We have a choice to make about whether we choose to see the goodness and mercy that follows us all the days of our lives or not.  We have a choice to make about whether we are willing to live in the house of the Lord.  

This God, our God – the God that Jesus was trying to explain the to the Pharisees – this God is our Shepherd this God who as Nadia Boltz Weber puts it:  

“ is a God who created us and all that is, this same God spoke through prophets and poets, claimed a people to be God’s own and freed them from the shackles of slavery. This same God led those people through the wilderness to a land of milk and honey, and told them to always welcome the stranger and protect the foreigner so that they could remember where they came from and what God had done for them. Then in the fullness of time, and to draw ALL people to himself, God came and broke our hearts like only a baby could do and made God’s home in the womb of a fierce young woman as though God was saying, from now on this is how I want to be known. And as Jesus, God the Son kissed lepers and befriended prostitutes and baffled authority. Jesus ate with all the wrong people and on the night before he died, he gathered with his faltering friends for a meal that tasted of freedom. He held up bread and told us to do the same thing and he promised us so much: that he would be with us, that forgiveness is real, that we are God’s, that people matter and that death is done for and that after a tough resurrection, grilled fish makes an awesome breakfast.

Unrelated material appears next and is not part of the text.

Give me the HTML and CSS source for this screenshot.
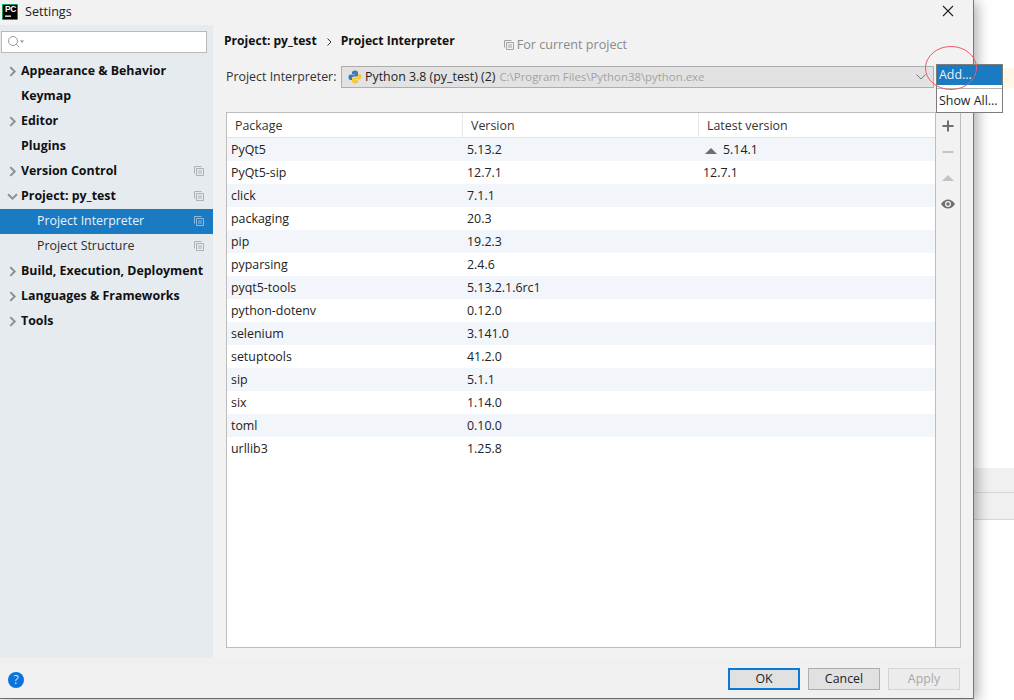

Which is to say, God chose to enter the the world– enter into the uncertainty and danger of mortal human existence in order to point to something bigger.  Bigger than what is fleeting and finite.  In the incarnation God has given us nothing less than a small measure of eternity through the birth, life, death and resurrection of Christ.  And made us an Easter people – not people who vapidly pretend that everything’s ok – but people who live in the Christ reality of death and resurrection. People who live in the reality of a God who brings live things out of dead things.”[2]

This is our God this is our Shepherd and we shall not want.  Amen.